- [Extracted information]:
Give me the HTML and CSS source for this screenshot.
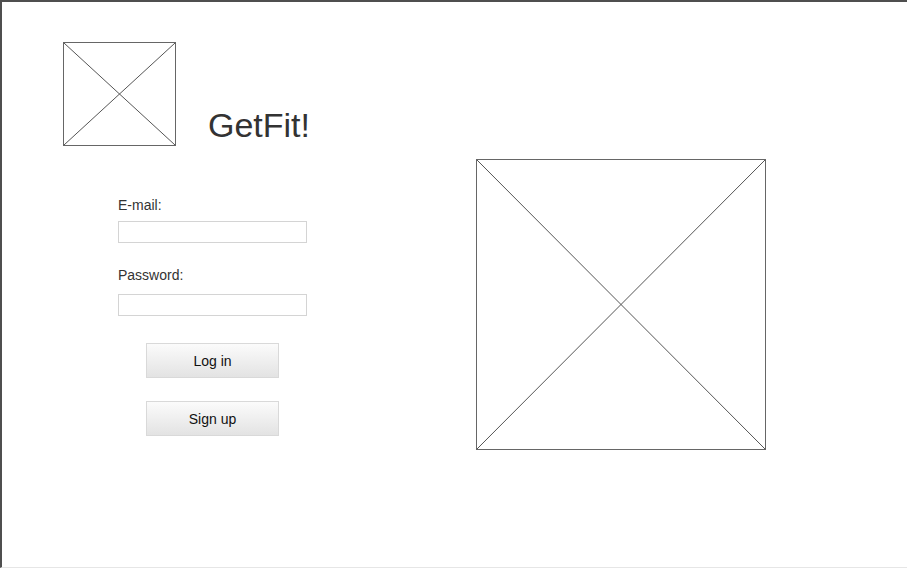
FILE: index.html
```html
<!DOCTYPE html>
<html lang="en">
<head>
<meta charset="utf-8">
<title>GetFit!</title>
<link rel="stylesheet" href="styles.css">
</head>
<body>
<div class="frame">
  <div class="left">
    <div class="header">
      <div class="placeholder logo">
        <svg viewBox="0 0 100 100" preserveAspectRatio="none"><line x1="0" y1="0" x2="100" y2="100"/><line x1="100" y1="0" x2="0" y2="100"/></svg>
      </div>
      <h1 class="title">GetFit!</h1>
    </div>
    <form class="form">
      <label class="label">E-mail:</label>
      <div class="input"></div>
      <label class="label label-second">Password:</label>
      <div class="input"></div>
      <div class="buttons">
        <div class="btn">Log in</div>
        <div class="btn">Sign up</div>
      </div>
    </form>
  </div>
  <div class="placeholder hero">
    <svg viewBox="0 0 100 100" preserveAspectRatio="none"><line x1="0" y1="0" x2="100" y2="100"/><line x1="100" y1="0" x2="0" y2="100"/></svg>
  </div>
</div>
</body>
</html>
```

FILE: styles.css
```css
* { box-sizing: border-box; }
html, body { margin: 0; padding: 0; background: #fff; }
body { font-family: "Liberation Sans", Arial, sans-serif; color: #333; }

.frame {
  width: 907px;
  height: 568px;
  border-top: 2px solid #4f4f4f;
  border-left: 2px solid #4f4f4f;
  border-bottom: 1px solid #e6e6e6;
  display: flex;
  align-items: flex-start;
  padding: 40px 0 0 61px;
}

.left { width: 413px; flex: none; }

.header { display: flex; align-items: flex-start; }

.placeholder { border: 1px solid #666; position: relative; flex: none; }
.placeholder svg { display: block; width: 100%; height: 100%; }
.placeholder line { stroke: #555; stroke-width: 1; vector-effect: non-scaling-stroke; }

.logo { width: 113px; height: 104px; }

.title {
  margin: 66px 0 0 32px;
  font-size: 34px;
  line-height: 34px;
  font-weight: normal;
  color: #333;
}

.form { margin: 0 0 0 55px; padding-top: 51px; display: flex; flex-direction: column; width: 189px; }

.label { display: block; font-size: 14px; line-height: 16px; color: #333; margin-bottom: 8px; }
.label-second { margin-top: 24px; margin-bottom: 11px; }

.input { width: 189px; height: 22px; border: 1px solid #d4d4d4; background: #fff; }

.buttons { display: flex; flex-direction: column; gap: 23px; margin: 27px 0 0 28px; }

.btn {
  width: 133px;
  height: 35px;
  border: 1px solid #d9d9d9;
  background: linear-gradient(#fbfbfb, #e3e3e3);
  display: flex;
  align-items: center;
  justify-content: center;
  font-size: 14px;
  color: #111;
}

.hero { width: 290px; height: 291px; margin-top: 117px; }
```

---

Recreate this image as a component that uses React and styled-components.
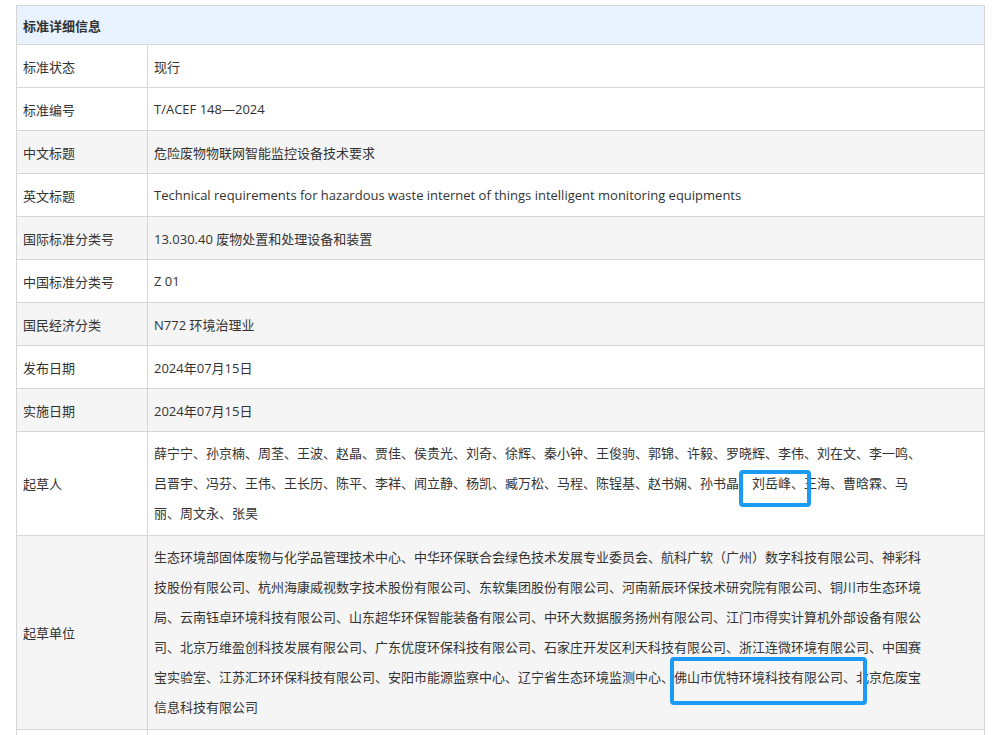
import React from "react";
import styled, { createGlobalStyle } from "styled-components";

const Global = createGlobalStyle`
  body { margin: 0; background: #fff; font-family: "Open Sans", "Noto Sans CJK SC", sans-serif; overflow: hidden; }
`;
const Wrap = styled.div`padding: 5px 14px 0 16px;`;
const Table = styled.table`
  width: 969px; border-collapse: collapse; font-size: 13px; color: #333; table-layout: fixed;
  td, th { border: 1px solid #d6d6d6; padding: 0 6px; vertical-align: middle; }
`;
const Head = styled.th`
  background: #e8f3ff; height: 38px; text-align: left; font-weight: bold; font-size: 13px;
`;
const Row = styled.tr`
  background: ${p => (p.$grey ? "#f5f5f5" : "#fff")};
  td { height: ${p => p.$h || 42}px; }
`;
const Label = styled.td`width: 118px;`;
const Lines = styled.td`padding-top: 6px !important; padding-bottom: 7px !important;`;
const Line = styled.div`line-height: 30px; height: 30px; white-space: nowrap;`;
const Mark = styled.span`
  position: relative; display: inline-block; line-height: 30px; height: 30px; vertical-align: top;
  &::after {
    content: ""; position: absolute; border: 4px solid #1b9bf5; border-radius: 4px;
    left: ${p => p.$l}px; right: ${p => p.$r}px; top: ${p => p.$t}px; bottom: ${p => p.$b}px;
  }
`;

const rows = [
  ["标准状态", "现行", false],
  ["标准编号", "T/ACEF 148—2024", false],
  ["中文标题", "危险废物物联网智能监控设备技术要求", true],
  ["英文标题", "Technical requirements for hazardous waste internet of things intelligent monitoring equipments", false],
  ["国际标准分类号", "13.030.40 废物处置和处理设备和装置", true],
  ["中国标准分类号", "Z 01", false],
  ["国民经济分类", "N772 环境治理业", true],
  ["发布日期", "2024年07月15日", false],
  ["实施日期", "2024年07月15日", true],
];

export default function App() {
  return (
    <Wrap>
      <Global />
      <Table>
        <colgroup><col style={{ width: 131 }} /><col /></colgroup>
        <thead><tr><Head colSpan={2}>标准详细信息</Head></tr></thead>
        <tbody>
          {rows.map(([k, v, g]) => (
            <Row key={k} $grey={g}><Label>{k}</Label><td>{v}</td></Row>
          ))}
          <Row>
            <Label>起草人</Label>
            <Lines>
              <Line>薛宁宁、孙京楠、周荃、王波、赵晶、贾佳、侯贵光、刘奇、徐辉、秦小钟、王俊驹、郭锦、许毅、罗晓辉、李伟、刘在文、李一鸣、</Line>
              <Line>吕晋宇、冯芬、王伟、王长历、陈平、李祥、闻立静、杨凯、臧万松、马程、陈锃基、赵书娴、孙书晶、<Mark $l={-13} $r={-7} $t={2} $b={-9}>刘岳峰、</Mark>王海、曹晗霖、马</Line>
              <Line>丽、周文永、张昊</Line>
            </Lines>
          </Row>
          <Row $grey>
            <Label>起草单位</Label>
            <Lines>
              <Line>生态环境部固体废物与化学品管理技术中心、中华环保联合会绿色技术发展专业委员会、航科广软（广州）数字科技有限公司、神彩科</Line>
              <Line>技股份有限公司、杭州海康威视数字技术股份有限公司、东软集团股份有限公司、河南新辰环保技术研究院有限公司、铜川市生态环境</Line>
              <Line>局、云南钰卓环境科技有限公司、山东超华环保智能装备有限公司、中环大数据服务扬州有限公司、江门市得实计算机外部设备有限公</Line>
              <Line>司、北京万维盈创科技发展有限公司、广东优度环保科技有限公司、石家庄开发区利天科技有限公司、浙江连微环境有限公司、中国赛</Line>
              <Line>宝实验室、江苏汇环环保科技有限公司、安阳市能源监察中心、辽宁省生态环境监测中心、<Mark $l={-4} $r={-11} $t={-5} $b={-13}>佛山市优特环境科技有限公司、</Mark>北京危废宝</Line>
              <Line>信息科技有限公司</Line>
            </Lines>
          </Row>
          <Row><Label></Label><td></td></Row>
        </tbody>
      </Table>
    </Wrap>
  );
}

--

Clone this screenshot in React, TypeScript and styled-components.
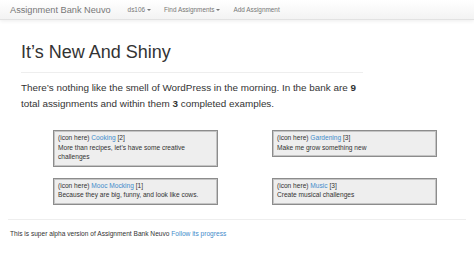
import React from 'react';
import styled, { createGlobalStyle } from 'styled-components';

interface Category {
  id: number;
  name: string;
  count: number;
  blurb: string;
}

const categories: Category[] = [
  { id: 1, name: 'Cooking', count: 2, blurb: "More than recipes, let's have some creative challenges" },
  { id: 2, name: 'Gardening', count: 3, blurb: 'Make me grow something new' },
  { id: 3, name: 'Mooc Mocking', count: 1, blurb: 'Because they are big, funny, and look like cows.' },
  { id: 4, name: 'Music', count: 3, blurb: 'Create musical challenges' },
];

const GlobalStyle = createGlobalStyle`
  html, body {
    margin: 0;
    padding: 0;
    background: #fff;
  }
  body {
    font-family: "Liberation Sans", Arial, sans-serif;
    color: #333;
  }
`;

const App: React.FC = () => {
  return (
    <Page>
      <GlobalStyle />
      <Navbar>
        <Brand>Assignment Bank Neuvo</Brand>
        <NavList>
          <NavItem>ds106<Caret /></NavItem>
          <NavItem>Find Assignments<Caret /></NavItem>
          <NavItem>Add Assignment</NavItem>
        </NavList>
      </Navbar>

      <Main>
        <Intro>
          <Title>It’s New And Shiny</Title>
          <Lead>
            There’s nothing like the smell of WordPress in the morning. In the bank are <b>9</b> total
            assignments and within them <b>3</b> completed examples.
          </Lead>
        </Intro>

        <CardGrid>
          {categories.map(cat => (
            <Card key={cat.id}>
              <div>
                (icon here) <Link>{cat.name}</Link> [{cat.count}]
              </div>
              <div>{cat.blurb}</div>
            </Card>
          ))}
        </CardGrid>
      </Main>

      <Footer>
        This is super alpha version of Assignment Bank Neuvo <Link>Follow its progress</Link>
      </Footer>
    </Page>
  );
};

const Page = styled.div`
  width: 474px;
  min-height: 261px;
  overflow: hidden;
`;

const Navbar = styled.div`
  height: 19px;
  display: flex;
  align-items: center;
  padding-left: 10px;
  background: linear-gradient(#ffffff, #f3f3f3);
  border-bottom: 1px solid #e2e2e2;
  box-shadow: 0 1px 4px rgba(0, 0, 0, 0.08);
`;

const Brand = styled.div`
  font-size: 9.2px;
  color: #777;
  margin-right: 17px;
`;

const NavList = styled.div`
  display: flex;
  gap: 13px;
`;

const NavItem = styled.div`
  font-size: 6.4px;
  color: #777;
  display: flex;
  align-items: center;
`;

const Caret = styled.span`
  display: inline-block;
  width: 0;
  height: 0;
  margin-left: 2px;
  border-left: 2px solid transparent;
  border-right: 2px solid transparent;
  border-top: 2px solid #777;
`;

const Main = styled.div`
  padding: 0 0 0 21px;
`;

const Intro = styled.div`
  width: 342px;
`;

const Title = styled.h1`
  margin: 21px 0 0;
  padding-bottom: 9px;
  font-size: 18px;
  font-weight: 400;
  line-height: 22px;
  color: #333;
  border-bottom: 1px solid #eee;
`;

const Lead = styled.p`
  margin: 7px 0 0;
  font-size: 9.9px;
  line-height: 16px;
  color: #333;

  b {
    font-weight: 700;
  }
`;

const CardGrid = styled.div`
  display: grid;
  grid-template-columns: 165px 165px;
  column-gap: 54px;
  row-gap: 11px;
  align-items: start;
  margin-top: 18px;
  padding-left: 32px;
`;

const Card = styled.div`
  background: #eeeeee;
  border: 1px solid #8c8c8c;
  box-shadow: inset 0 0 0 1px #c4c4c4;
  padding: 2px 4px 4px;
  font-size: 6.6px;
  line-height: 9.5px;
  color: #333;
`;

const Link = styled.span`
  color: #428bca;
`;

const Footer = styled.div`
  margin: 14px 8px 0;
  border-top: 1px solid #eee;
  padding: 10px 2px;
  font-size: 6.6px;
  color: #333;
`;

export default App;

- [What you are asked to do]: How many lines in the data contain the string "React"? Respond with the number only.

- [Written answer]: 5